According to the U.S. Census Bureau, the Canaan CDP has a total area of 0.80 sqkm, of which 2074 sqm, or 0.26%, are water. The center of the community drains north via Canaan Branch into the valley of Indian Kentuck Creek, which flows south to the Ohio River at Brooksburg. The western edge of the Canaan CDP drains west to Toddys Branch, which flows to the West Fork of Indian Kentuck Creek.

==Demographics==

Historical population
| Census | Pop. | Note | %± |
| 2020 | 72 |  | — |
U.S. Decennial Census

==Public services==
Mail delivery was through the Barbersville post office until November 29, 1938, when William C. Sullivan became the first postmaster, located at Section 2N Twp. 5N Range 11E.

==Education==
It is in the Madison Consolidated Schools school district.

There is a charter school called Canaan Community Academy. It is a K-8 school which opened in 2012 in the former Canaan Elementary School campus.

The zoned MCS elementary school for Canaan is Rykers Ridge Elementary School.
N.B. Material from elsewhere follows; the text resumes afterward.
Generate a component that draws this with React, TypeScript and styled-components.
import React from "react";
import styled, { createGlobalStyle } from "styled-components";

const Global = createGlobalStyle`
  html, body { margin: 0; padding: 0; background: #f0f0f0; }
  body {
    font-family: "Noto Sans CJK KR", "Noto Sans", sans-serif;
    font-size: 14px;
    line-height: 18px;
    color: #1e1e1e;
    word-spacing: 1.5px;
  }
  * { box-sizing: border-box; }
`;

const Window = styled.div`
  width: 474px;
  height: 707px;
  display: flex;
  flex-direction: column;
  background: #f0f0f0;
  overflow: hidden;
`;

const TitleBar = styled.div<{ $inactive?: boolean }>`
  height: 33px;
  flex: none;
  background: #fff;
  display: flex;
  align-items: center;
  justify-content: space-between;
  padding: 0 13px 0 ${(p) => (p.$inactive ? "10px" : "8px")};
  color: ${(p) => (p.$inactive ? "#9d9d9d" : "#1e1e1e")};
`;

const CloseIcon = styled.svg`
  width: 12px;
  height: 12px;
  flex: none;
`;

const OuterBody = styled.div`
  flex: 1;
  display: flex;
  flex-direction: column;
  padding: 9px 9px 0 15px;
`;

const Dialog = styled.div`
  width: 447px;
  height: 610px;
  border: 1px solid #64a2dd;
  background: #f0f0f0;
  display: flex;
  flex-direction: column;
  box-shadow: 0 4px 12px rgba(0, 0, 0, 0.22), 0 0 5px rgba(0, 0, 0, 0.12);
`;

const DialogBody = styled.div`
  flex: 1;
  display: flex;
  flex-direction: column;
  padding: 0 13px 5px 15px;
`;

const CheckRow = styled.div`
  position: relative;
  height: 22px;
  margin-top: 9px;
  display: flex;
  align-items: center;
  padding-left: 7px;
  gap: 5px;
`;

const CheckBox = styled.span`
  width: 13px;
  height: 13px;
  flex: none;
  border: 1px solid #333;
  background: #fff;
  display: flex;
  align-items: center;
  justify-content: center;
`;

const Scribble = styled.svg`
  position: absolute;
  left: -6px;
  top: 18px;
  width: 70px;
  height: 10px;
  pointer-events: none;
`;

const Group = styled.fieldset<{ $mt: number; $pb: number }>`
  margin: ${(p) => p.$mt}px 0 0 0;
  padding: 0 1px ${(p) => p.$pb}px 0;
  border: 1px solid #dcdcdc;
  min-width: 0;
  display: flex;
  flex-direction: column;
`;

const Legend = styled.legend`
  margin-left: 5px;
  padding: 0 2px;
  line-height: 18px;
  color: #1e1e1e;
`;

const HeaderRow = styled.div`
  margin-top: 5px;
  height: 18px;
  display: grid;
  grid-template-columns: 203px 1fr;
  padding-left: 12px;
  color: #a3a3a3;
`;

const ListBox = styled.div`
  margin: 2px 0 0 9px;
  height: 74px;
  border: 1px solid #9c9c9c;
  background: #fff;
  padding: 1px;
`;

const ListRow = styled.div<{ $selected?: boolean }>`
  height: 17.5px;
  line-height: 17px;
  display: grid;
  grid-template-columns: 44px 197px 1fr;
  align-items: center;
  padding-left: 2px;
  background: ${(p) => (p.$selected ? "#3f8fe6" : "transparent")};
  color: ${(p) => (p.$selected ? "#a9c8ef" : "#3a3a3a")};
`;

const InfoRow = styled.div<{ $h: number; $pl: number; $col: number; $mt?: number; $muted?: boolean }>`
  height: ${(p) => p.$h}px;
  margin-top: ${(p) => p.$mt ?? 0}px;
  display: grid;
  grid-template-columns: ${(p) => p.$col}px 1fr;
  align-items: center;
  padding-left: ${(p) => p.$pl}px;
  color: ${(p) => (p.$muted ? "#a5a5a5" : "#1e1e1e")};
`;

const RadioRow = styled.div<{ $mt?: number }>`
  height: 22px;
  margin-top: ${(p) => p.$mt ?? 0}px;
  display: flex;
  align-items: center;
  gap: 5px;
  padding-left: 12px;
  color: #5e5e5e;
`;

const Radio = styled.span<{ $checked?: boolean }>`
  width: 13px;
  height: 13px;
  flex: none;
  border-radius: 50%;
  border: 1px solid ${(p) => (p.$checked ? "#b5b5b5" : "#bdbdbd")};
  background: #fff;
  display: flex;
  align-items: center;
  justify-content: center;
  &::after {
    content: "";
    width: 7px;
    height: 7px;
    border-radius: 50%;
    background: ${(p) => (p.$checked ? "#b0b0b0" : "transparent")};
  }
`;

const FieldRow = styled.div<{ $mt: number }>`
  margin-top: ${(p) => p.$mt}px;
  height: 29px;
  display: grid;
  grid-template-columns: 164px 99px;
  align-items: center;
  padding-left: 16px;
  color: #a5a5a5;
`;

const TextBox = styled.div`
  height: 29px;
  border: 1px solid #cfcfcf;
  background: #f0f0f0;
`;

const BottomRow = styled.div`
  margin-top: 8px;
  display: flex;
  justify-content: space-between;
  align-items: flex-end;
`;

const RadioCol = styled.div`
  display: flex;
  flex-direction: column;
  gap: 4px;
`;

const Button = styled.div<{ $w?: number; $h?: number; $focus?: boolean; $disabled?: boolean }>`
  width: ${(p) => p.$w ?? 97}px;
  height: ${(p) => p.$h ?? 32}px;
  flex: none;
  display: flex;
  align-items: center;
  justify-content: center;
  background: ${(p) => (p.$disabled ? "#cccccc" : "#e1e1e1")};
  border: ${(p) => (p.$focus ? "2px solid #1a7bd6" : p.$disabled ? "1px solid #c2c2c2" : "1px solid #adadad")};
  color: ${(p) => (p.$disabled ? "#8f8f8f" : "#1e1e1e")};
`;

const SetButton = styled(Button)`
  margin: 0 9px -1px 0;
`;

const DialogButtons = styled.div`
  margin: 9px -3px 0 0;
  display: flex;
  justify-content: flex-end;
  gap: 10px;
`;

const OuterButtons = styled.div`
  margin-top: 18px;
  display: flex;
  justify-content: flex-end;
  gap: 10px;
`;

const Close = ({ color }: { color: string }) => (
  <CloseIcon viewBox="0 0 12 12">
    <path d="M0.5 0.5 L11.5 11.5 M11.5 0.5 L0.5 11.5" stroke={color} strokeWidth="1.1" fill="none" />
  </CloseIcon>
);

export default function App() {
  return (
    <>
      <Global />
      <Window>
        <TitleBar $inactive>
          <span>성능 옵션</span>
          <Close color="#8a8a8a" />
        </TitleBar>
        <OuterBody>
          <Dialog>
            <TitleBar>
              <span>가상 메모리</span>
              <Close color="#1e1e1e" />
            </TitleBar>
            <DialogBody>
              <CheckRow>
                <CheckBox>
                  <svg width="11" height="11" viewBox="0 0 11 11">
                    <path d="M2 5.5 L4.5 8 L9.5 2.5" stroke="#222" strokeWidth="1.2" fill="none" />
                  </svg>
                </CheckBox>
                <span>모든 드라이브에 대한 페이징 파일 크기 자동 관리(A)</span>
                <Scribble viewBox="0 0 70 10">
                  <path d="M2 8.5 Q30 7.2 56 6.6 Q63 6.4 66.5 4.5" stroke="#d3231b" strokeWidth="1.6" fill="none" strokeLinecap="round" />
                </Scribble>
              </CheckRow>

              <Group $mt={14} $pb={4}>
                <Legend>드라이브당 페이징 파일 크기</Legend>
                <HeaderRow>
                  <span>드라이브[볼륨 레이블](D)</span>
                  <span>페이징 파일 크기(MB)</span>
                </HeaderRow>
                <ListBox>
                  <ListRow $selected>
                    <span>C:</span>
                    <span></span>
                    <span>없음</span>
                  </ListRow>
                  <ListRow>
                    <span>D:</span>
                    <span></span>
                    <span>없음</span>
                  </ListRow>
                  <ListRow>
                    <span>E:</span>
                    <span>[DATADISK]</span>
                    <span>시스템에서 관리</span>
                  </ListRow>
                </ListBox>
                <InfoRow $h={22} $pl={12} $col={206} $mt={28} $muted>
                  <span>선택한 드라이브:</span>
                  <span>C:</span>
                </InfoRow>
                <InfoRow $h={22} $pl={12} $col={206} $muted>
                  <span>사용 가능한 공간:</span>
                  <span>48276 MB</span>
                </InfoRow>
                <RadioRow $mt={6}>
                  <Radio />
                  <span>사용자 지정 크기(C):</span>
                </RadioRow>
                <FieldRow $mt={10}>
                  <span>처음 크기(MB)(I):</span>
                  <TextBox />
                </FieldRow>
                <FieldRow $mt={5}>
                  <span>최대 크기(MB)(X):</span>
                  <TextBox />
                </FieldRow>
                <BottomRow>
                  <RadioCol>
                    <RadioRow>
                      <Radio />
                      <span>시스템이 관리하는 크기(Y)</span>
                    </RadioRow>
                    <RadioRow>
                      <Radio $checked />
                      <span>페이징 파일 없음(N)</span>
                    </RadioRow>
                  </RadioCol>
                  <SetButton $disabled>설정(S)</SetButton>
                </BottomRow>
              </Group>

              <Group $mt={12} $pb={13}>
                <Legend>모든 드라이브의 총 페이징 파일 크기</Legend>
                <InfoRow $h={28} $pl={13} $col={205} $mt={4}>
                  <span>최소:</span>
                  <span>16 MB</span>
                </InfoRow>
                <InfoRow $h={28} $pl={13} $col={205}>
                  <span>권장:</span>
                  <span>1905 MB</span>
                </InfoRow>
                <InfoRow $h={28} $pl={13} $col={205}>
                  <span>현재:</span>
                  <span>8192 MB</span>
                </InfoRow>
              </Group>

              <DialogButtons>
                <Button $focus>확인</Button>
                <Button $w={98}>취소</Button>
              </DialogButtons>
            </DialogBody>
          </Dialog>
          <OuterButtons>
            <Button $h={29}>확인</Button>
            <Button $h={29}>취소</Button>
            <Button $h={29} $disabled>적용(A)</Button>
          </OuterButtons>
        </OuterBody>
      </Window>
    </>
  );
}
The zoned secondary schools of the Madison district are Madison Junior High School and Madison Consolidated High School.

The first school of Canaan opened in 1872. It included a high school. Previously the school district operated Canaan Elementary School. The final building of that school opened in 1954. In 2010 the district board of trustees closed the elementary school. Tom Patterson, the superintendent, stated that the district wanted to save some money. A group of parents wanted to sue the district if it closed the school. The students were rezoned to an elementary school in Madison.